Material

* * * * * * *

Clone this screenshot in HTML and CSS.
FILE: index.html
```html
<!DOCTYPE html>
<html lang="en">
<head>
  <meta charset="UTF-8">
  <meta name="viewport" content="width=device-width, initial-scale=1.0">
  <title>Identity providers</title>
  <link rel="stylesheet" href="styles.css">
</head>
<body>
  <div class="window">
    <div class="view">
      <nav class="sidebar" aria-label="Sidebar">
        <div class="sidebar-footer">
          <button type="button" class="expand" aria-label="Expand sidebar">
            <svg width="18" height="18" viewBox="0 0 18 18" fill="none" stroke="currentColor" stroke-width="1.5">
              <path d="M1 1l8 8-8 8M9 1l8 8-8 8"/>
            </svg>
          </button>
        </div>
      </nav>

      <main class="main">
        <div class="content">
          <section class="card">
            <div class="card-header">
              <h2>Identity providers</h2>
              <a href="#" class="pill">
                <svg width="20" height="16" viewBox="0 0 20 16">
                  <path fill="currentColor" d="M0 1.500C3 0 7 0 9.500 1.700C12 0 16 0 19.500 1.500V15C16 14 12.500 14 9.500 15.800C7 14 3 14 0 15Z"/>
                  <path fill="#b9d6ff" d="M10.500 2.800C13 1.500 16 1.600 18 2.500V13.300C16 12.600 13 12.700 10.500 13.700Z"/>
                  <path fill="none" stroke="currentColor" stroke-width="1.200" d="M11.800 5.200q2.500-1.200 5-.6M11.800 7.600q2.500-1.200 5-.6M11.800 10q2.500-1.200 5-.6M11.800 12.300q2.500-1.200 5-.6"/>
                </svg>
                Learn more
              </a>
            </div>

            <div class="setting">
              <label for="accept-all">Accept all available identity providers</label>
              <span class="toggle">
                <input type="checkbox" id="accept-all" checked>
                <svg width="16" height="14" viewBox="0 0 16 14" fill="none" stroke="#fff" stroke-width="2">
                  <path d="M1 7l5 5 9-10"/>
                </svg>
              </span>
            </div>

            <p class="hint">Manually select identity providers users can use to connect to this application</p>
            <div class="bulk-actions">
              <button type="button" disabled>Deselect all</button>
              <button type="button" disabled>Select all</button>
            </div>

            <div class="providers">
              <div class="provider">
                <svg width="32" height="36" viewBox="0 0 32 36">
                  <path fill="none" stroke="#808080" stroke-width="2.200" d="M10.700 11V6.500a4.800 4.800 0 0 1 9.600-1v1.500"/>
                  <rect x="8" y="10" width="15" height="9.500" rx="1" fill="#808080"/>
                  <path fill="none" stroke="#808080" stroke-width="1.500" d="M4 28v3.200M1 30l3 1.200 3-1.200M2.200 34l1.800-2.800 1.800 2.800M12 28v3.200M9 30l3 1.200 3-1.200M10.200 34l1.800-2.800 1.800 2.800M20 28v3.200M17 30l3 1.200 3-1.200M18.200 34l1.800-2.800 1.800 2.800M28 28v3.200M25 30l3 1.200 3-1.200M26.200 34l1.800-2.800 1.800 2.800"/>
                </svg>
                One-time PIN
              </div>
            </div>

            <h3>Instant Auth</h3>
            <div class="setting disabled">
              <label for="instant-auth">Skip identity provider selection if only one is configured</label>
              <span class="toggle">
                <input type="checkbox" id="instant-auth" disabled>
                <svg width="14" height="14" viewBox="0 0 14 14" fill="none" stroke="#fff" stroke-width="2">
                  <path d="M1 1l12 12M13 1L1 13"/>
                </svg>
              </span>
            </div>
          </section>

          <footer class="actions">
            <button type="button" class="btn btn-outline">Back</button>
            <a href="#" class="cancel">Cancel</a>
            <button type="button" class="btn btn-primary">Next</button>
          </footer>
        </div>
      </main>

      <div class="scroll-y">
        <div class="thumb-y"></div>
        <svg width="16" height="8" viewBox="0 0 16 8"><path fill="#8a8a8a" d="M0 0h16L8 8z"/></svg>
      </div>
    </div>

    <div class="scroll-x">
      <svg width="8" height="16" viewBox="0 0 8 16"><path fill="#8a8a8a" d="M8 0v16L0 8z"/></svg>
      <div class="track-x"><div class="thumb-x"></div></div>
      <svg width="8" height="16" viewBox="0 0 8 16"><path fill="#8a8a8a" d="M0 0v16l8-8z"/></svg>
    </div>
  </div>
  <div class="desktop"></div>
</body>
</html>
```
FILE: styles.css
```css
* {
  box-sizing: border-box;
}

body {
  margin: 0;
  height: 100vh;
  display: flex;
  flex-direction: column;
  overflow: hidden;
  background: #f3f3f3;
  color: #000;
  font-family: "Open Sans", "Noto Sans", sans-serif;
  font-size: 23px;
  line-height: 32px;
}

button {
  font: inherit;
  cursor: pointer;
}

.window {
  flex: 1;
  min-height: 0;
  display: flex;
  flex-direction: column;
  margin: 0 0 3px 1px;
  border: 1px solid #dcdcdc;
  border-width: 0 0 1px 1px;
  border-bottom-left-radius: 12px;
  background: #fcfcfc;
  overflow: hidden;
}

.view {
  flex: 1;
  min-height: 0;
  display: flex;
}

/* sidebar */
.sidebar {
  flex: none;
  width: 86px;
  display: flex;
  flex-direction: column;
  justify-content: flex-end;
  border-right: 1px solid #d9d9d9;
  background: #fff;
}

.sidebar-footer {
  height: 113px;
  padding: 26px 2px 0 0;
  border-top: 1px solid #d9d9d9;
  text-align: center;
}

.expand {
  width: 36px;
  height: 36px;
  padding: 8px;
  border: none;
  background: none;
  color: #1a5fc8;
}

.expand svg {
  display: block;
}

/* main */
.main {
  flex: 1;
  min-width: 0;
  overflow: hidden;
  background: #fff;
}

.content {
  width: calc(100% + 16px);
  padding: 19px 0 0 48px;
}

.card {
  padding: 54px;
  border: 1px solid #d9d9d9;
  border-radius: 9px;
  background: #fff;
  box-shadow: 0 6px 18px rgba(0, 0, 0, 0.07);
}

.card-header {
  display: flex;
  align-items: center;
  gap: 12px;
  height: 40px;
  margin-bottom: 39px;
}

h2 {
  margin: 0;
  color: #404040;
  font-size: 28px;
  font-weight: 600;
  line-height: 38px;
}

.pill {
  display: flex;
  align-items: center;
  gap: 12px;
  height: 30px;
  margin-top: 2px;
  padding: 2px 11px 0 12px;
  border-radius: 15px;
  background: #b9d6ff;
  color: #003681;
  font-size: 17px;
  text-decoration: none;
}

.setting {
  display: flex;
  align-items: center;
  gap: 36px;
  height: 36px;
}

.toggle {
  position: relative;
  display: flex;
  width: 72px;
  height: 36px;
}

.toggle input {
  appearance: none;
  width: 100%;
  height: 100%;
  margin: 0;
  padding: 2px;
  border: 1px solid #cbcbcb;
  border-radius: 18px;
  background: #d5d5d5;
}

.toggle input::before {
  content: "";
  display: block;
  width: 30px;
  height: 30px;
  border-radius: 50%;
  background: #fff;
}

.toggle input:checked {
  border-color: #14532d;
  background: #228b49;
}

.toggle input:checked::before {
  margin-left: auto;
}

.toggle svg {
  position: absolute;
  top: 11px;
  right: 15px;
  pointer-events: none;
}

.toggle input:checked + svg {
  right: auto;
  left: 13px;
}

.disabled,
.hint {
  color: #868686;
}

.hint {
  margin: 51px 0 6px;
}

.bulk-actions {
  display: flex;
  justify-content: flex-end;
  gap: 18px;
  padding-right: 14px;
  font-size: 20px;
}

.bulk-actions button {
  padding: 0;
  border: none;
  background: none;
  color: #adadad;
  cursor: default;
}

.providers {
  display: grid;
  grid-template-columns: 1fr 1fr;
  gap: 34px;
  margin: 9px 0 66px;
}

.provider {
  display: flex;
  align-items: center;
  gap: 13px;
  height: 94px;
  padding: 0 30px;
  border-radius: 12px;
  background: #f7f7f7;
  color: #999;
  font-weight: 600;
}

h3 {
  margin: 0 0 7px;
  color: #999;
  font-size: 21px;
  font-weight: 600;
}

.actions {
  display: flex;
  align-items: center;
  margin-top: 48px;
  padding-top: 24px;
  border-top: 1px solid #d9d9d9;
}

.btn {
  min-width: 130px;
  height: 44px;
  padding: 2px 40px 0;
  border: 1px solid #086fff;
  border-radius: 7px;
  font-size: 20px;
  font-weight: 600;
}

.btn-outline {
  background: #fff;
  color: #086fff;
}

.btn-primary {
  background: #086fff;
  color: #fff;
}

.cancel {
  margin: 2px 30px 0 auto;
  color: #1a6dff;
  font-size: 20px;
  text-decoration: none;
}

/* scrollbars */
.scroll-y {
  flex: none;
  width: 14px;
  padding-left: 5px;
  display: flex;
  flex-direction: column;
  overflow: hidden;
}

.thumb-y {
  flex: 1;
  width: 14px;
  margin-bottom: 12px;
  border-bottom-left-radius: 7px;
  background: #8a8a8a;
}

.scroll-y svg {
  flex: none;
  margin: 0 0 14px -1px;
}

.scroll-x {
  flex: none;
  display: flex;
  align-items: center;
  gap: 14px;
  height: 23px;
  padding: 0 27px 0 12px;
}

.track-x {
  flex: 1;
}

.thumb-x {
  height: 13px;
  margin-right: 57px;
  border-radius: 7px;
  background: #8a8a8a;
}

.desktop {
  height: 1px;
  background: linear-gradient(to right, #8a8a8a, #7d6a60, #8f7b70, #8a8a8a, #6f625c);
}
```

* * * * * * *

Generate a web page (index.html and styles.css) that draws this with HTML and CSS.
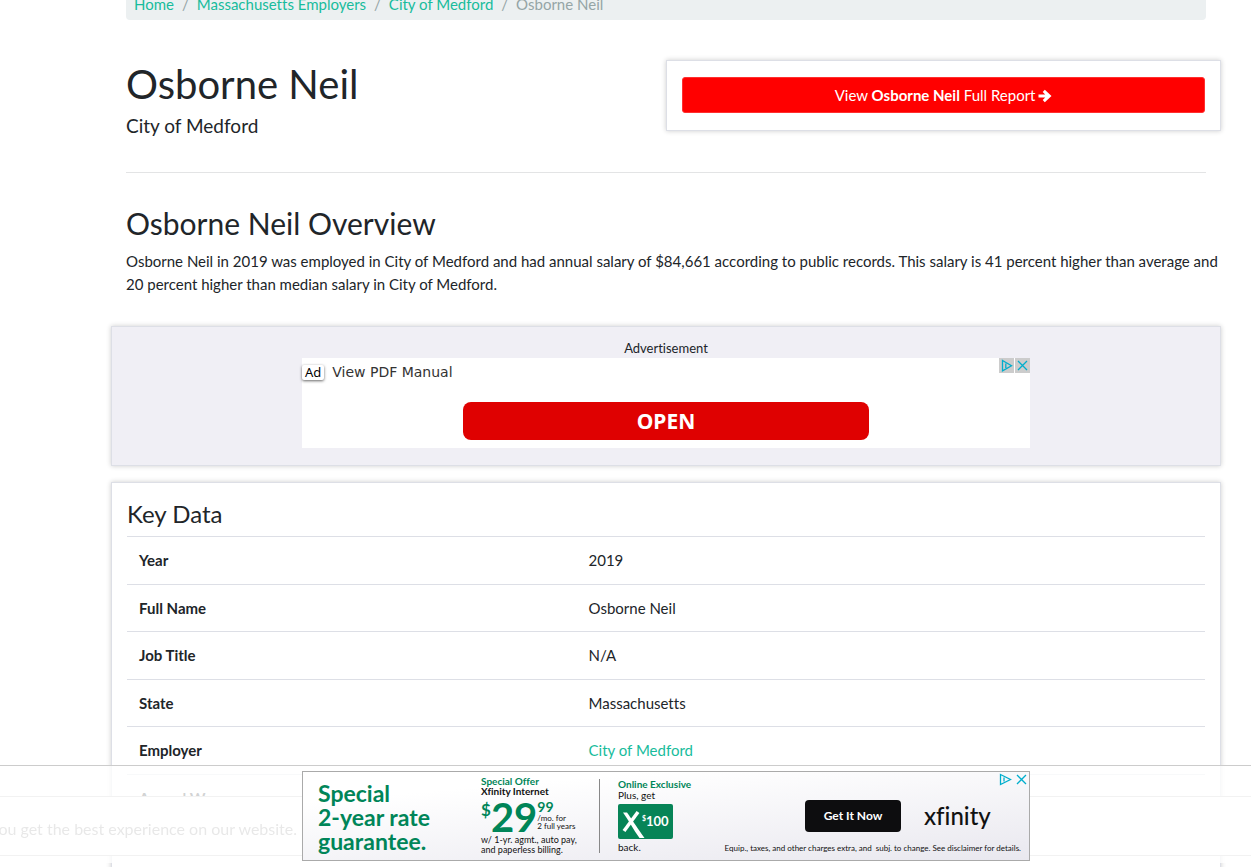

* * * * * * *

Instructions to follow
Look through the records and count each line that holds "index". Write only the total.

Correct response
2